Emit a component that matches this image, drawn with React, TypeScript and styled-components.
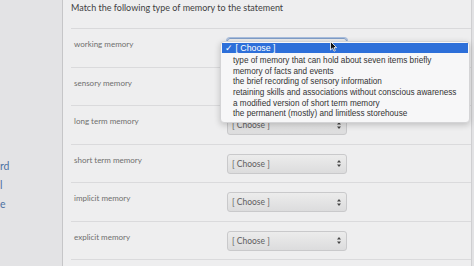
import styled, { createGlobalStyle } from 'styled-components'

const GlobalStyle = createGlobalStyle`
  html, body {
    margin: 0;
    padding: 0;
    background: #e2e2e4;
    font-family: Lato, "Open Sans", sans-serif;
  }
`

const Page = styled.div`
  display: flex;
  width: 474px;
  height: 266px;
  overflow: hidden;
  background: #e2e2e4;
`

const Sidebar = styled.nav`
  width: 62px;
  flex-shrink: 0;
  display: flex;
  flex-direction: column;
  padding-top: 161px;
  gap: 8px;
  background: #e3e3e5;
`

const SideLink = styled.div`
  font-size: 10.5px;
  line-height: 11px;
  color: #4d72a3;
`

const Main = styled.main`
  flex: 1;
  padding-left: 8px;
  background: #eeeeef;
  border-left: 1px solid #c6c6c8;
  border-right: 1px solid #cfcfd1;
  margin-right: 2px;
`

const Title = styled.div`
  height: 27px;
  padding-top: 1px;
  font-size: 9px;
  line-height: 14px;
  color: #3f3f3f;
  border-bottom: 1px solid #d9d9db;
`

const Row = styled.div`
  display: flex;
  height: 37.5px;
  border-bottom: 1px solid #dadadc;
`

const Label = styled.div`
  width: 153px;
  padding-left: 3px;
  padding-top: 10px;
  font-size: 8px;
  line-height: 10px;
  color: #6e6e6e;
`

const SelectCell = styled.div`
  position: relative;
  padding-top: 9px;
`

const SelectBox = styled.div<{ $focused?: boolean }>`
  display: flex;
  align-items: center;
  justify-content: space-between;
  box-sizing: border-box;
  width: 120px;
  height: 20px;
  padding: 0 5px 0 4px;
  border: 1px solid ${p => (p.$focused ? '#7f9dc8' : '#c9c9cb')};
  border-radius: 3px;
  background: linear-gradient(#ececec, #dcdcdd);
  box-shadow: ${p => (p.$focused ? '0 0 0 1px #a9bedd' : 'none')};
  font-size: 8.5px;
  color: #606060;
`

const Arrows = () => (
  <svg width="4" height="7" viewBox="0 0 4 7">
    <path d="M2 0 L4 2.6 H0 Z M2 7 L4 4.4 H0 Z" fill="#444" />
  </svg>
)

const Dropdown = styled.div`
  position: absolute;
  left: -7px;
  top: 12px;
  width: 250px;
  box-sizing: border-box;
  padding: 1px 1px 2px;
  background: #f7f7f8;
  border: 1px solid #d4d4d6;
  border-radius: 4px;
  box-shadow: 0 2px 6px rgba(0, 0, 0, 0.2);
  font-family: "Liberation Sans", Arial, sans-serif;
  z-index: 2;
`

const Option = styled.div<{ $active?: boolean }>`
  height: ${p => (p.$active ? '10px' : '10.7px')};
  margin-bottom: ${p => (p.$active ? '3px' : '0')};
  padding-left: ${p => (p.$active ? '3px' : '11px')};
  font-size: ${p => (p.$active ? '8.8px' : '8.2px')};
  line-height: ${p => (p.$active ? '10px' : '10.7px')};
  white-space: nowrap;
  color: ${p => (p.$active ? '#ffffff' : '#333333')};
  background: ${p => (p.$active ? '#2d6fd9' : 'transparent')};
`

const Cursor = styled.svg`
  position: absolute;
  left: 103px;
  top: 12px;
  z-index: 3;
`

const options = [
  'type of memory that can hold about seven items briefly',
  'memory of facts and events',
  'the brief recording of sensory information',
  'retaining skills and associations without conscious awareness',
  'a modified version of short term memory',
  'the permanent (mostly) and limitless storehouse'
]

const terms = [
  'working memory',
  'sensory memory',
  'long term memory',
  'short term memory',
  'implicit memory',
  'explicit memory'
]

export default function App (): JSX.Element {
  return (
    <>
      <GlobalStyle />
      <Page>
        <Sidebar>
          <SideLink>rd</SideLink>
          <SideLink>l</SideLink>
          <SideLink>e</SideLink>
        </Sidebar>
        <Main>
          <Title>Match the following type of memory to the statement</Title>
          {terms.map((term, i) => (
            <Row key={term}>
              <Label>{term}</Label>
              <SelectCell>
                <SelectBox $focused={i === 0}>
                  <span>[ Choose ]</span>
                  <Arrows />
                </SelectBox>
                {i === 0 && (
                  <>
                    <Dropdown>
                      <Option $active>✓ [ Choose ]</Option>
                      {options.map(o => <Option key={o}>{o}</Option>)}
                    </Dropdown>
                    <Cursor width="7" height="11" viewBox="0 0 7 11">
                      <path d="M0.5 0.5 V9 L2.6 7 L4 10.2 L5.3 9.6 L4 6.6 H6.6 Z" fill="#111" stroke="#fff" strokeWidth="0.8" />
                    </Cursor>
                  </>
                )}
              </SelectCell>
            </Row>
          ))}
        </Main>
      </Page>
    </>
  )
}
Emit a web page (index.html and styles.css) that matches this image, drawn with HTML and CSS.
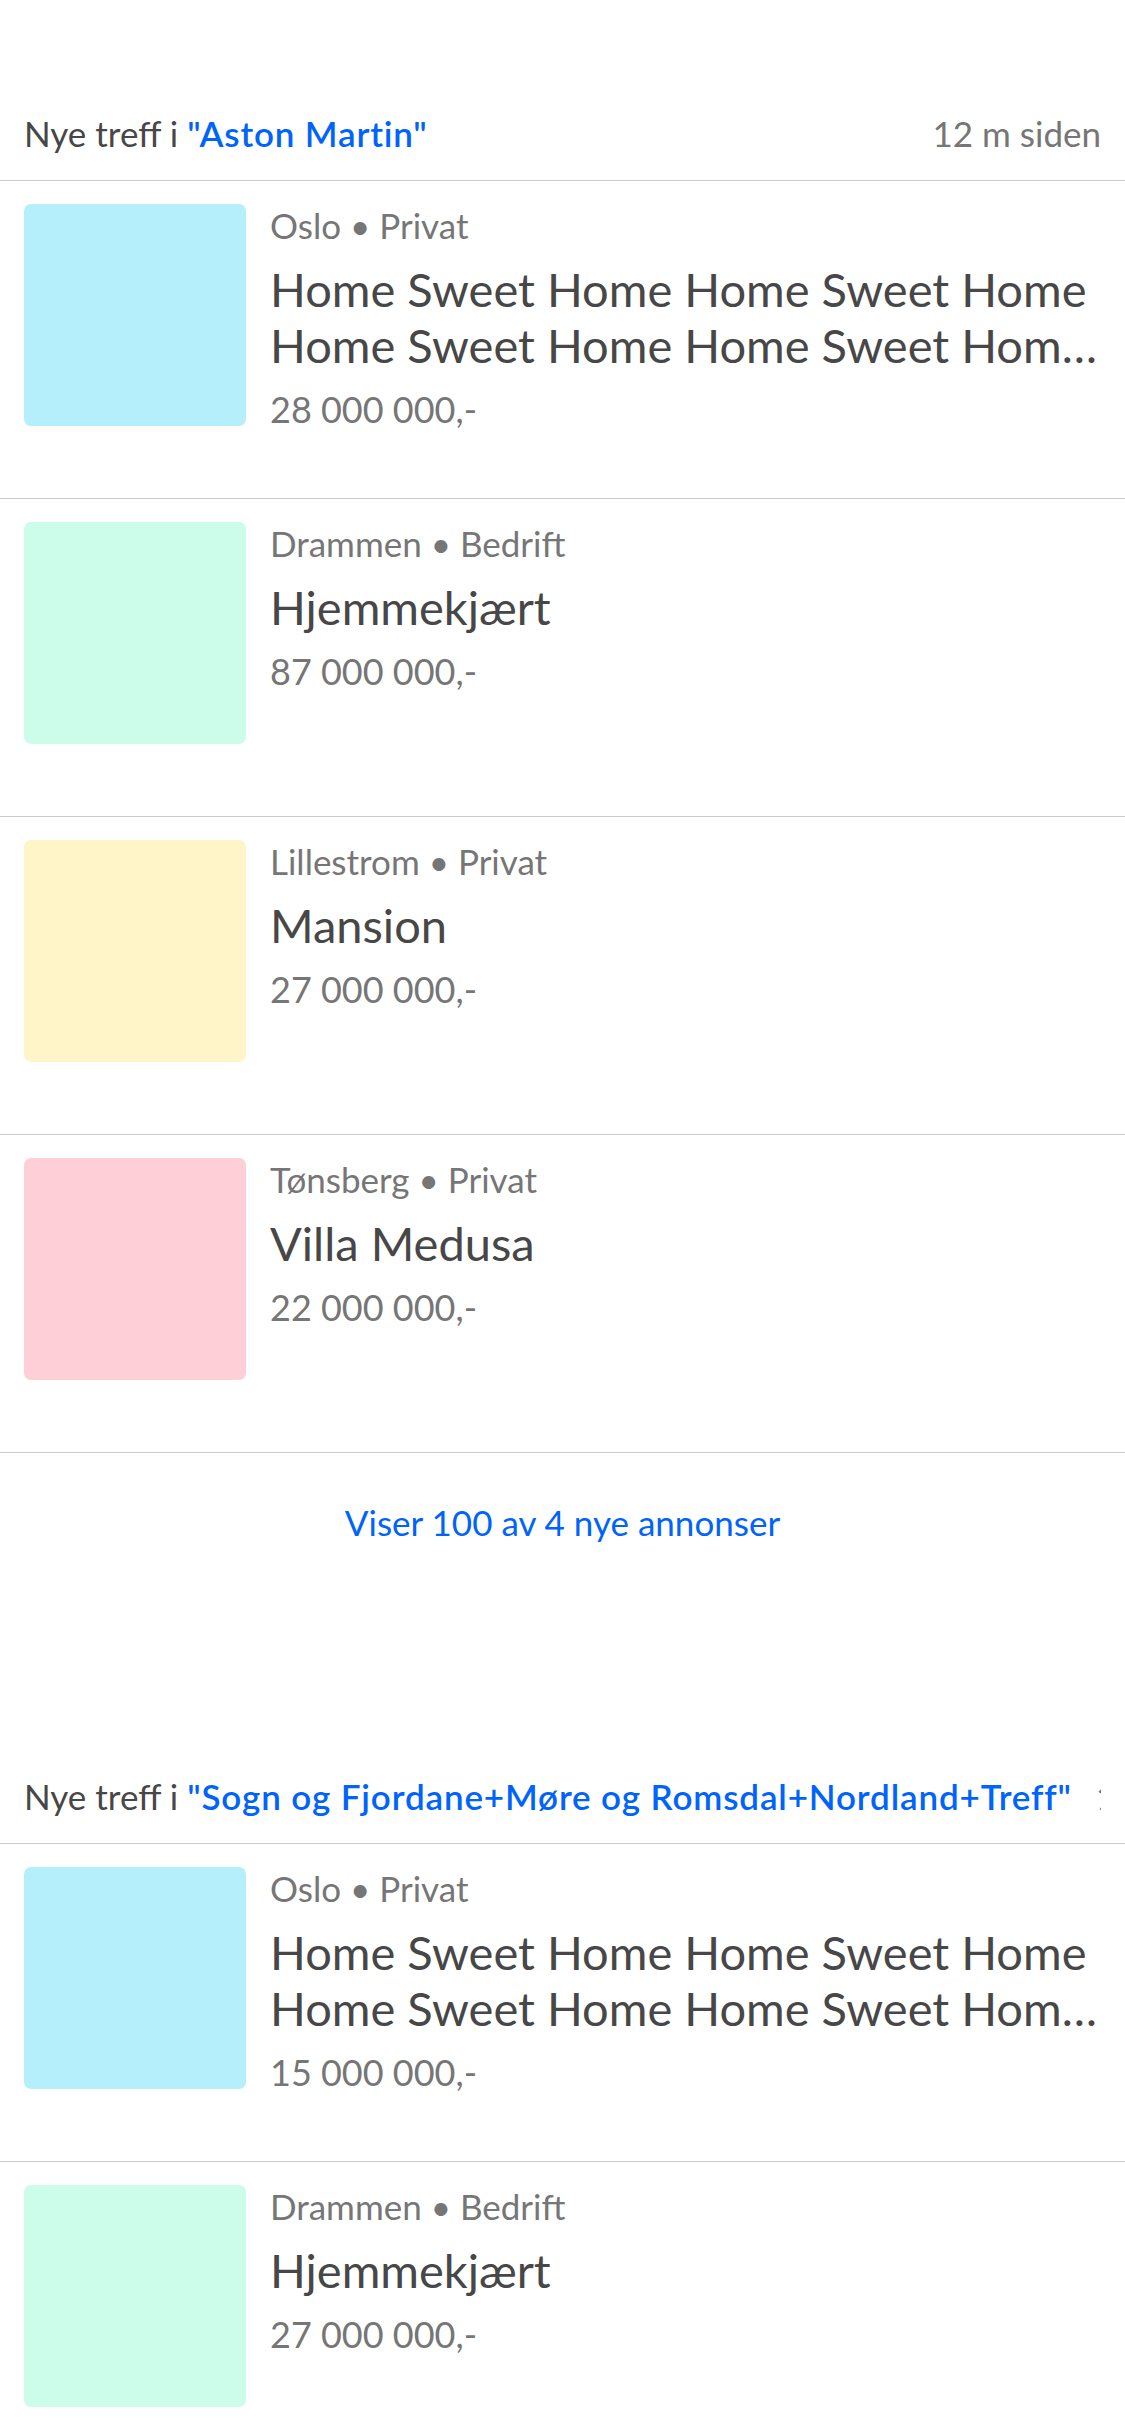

*Direction*. Transcribe the records above verbatim. Do not carry over any picture.

*Completed exercise*.
Emit a component that matches this image, drawn with React, TypeScript and styled-components.
import styled, { createGlobalStyle } from 'styled-components'

const GlobalStyle = createGlobalStyle`
  html, body {
    margin: 0;
    padding: 0;
    background: #e2e2e4;
    font-family: Lato, "Open Sans", sans-serif;
  }
`

const Page = styled.div`
  display: flex;
  width: 474px;
  height: 266px;
  overflow: hidden;
  background: #e2e2e4;
`

const Sidebar = styled.nav`
  width: 62px;
  flex-shrink: 0;
  display: flex;
  flex-direction: column;
  padding-top: 161px;
  gap: 8px;
  background: #e3e3e5;
`

const SideLink = styled.div`
  font-size: 10.5px;
  line-height: 11px;
  color: #4d72a3;
`

const Main = styled.main`
  flex: 1;
  padding-left: 8px;
  background: #eeeeef;
  border-left: 1px solid #c6c6c8;
  border-right: 1px solid #cfcfd1;
  margin-right: 2px;
`

const Title = styled.div`
  height: 27px;
  padding-top: 1px;
  font-size: 9px;
  line-height: 14px;
  color: #3f3f3f;
  border-bottom: 1px solid #d9d9db;
`

const Row = styled.div`
  display: flex;
  height: 37.5px;
  border-bottom: 1px solid #dadadc;
`

const Label = styled.div`
  width: 153px;
  padding-left: 3px;
  padding-top: 10px;
  font-size: 8px;
  line-height: 10px;
  color: #6e6e6e;
`

const SelectCell = styled.div`
  position: relative;
  padding-top: 9px;
`

const SelectBox = styled.div<{ $focused?: boolean }>`
  display: flex;
  align-items: center;
  justify-content: space-between;
  box-sizing: border-box;
  width: 120px;
  height: 20px;
  padding: 0 5px 0 4px;
  border: 1px solid ${p => (p.$focused ? '#7f9dc8' : '#c9c9cb')};
  border-radius: 3px;
  background: linear-gradient(#ececec, #dcdcdd);
  box-shadow: ${p => (p.$focused ? '0 0 0 1px #a9bedd' : 'none')};
  font-size: 8.5px;
  color: #606060;
`

const Arrows = () => (
  <svg width="4" height="7" viewBox="0 0 4 7">
    <path d="M2 0 L4 2.6 H0 Z M2 7 L4 4.4 H0 Z" fill="#444" />
  </svg>
)

const Dropdown = styled.div`
  position: absolute;
  left: -7px;
  top: 12px;
  width: 250px;
  box-sizing: border-box;
  padding: 1px 1px 2px;
  background: #f7f7f8;
  border: 1px solid #d4d4d6;
  border-radius: 4px;
  box-shadow: 0 2px 6px rgba(0, 0, 0, 0.2);
  font-family: "Liberation Sans", Arial, sans-serif;
  z-index: 2;
`

const Option = styled.div<{ $active?: boolean }>`
  height: ${p => (p.$active ? '10px' : '10.7px')};
  margin-bottom: ${p => (p.$active ? '3px' : '0')};
  padding-left: ${p => (p.$active ? '3px' : '11px')};
  font-size: ${p => (p.$active ? '8.8px' : '8.2px')};
  line-height: ${p => (p.$active ? '10px' : '10.7px')};
  white-space: nowrap;
  color: ${p => (p.$active ? '#ffffff' : '#333333')};
  background: ${p => (p.$active ? '#2d6fd9' : 'transparent')};
`

const Cursor = styled.svg`
  position: absolute;
  left: 103px;
  top: 12px;
  z-index: 3;
`

const options = [
  'type of memory that can hold about seven items briefly',
  'memory of facts and events',
  'the brief recording of sensory information',
  'retaining skills and associations without conscious awareness',
  'a modified version of short term memory',
  'the permanent (mostly) and limitless storehouse'
]

const terms = [
  'working memory',
  'sensory memory',
  'long term memory',
  'short term memory',
  'implicit memory',
  'explicit memory'
]

export default function App (): JSX.Element {
  return (
    <>
      <GlobalStyle />
      <Page>
        <Sidebar>
          <SideLink>rd</SideLink>
          <SideLink>l</SideLink>
          <SideLink>e</SideLink>
        </Sidebar>
        <Main>
          <Title>Match the following type of memory to the statement</Title>
          {terms.map((term, i) => (
            <Row key={term}>
              <Label>{term}</Label>
              <SelectCell>
                <SelectBox $focused={i === 0}>
                  <span>[ Choose ]</span>
                  <Arrows />
                </SelectBox>
                {i === 0 && (
                  <>
                    <Dropdown>
                      <Option $active>✓ [ Choose ]</Option>
                      {options.map(o => <Option key={o}>{o}</Option>)}
                    </Dropdown>
                    <Cursor width="7" height="11" viewBox="0 0 7 11">
                      <path d="M0.5 0.5 V9 L2.6 7 L4 10.2 L5.3 9.6 L4 6.6 H6.6 Z" fill="#111" stroke="#fff" strokeWidth="0.8" />
                    </Cursor>
                  </>
                )}
              </SelectCell>
            </Row>
          ))}
        </Main>
      </Page>
    </>
  )
}
Emit a web page (index.html and styles.css) that matches this image, drawn with HTML and CSS.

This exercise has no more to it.